### STATED TASK:
State only how many lines contain the string "with".

::: EXERCISE INPUT

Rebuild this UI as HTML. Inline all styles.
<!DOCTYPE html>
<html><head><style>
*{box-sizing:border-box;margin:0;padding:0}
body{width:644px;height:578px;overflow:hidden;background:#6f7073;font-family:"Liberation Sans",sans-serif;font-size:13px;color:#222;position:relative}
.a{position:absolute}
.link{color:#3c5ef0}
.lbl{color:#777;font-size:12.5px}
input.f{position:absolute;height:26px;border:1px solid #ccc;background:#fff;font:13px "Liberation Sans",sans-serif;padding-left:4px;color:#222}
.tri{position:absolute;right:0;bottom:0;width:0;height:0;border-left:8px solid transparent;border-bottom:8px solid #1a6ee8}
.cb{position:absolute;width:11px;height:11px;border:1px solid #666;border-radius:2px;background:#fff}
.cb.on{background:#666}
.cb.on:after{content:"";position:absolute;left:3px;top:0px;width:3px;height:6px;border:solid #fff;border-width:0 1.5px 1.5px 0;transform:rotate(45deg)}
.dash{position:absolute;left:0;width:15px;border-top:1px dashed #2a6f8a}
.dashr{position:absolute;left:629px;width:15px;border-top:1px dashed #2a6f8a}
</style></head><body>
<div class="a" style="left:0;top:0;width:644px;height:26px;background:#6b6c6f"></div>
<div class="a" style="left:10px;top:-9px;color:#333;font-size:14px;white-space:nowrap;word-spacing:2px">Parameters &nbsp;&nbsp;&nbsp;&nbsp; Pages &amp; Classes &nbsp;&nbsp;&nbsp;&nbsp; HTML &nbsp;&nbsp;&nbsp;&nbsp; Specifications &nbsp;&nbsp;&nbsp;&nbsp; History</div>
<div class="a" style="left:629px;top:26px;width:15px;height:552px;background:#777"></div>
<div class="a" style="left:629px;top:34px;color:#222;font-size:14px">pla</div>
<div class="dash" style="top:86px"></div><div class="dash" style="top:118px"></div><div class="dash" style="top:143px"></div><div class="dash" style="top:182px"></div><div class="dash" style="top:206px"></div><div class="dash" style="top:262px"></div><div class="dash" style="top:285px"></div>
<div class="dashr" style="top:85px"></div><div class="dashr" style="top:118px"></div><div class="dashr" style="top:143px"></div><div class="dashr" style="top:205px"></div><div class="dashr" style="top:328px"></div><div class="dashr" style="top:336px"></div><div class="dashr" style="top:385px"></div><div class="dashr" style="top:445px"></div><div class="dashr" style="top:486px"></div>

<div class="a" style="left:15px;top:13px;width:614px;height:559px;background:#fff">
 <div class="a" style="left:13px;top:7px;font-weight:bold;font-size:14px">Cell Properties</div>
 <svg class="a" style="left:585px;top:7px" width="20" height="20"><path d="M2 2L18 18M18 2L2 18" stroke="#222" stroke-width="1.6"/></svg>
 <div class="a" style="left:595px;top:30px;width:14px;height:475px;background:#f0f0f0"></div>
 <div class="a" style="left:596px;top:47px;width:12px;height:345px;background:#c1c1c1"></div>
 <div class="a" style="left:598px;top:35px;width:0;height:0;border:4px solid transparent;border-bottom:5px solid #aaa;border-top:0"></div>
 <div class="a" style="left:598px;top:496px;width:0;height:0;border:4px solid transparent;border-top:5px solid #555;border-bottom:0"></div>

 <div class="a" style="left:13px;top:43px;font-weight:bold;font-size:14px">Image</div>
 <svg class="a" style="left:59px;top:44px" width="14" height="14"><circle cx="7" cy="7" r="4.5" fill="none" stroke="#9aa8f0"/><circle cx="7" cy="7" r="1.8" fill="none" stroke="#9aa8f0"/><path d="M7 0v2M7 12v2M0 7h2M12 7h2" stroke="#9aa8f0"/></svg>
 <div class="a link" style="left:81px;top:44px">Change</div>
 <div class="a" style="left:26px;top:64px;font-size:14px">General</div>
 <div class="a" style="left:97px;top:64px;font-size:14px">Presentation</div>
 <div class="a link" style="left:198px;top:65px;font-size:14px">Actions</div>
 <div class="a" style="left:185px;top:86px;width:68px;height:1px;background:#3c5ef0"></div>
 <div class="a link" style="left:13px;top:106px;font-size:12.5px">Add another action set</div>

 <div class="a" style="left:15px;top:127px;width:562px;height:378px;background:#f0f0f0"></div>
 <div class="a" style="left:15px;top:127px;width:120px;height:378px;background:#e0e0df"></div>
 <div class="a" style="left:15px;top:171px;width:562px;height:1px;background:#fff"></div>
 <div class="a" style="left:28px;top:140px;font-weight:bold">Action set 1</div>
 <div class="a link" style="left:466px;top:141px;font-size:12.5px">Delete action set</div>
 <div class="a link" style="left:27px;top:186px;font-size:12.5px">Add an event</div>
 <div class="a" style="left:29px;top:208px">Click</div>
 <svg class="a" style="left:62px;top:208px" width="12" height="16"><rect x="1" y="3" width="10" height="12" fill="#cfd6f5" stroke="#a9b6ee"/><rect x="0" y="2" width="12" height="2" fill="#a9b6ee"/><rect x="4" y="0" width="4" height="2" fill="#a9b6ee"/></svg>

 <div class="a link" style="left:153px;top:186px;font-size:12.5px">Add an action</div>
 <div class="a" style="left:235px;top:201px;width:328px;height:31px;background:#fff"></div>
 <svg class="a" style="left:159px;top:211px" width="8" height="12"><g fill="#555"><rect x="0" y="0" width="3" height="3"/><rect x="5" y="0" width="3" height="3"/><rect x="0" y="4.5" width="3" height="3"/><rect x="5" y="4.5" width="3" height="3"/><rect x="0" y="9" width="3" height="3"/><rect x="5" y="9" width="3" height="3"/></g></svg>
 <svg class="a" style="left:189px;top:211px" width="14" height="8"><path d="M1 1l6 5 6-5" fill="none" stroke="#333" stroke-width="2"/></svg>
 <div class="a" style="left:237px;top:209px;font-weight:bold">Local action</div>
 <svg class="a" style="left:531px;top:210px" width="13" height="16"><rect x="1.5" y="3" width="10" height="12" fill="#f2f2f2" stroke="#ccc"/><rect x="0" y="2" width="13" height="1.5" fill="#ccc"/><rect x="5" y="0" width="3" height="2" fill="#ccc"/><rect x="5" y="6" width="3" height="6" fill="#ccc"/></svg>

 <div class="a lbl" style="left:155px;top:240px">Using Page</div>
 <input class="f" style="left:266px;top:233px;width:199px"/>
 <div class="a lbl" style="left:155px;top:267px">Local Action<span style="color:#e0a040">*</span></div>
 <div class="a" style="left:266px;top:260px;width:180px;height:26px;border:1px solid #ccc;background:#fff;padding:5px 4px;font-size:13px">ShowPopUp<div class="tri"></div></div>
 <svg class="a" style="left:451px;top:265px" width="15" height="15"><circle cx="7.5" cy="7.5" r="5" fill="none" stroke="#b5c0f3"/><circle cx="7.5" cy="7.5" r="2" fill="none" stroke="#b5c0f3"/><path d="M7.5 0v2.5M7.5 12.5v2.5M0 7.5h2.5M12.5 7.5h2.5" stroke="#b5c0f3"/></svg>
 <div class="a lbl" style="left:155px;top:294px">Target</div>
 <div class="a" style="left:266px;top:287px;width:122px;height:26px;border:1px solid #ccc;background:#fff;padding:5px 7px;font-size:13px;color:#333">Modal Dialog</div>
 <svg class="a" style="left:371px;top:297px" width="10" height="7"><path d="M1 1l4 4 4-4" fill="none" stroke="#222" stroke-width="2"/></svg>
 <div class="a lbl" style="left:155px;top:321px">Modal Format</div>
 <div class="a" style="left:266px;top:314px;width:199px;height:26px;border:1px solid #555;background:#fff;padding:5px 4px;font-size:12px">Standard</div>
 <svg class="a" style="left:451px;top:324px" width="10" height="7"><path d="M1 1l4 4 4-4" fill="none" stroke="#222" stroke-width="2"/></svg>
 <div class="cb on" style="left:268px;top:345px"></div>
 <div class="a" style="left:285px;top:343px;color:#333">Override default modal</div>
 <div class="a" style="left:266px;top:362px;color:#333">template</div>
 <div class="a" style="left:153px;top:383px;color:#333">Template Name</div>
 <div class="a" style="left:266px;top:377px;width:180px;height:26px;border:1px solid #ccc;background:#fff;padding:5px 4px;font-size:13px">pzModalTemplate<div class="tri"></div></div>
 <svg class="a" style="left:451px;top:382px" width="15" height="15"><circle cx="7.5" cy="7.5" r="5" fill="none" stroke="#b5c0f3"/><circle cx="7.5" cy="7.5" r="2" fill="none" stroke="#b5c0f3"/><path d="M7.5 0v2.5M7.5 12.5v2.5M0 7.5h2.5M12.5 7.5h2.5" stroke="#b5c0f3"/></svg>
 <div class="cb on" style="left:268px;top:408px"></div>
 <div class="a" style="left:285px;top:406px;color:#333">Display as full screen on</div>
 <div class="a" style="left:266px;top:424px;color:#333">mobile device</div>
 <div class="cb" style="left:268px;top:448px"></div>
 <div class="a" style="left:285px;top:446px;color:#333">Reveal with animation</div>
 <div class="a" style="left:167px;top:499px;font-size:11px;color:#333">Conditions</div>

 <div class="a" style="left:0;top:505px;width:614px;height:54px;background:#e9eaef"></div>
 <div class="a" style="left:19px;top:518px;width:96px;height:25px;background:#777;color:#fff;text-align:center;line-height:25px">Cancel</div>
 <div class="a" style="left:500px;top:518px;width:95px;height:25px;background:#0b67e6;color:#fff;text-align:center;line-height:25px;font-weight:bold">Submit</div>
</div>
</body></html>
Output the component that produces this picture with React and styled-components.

::::::

### EXERCISE ANSWER:
2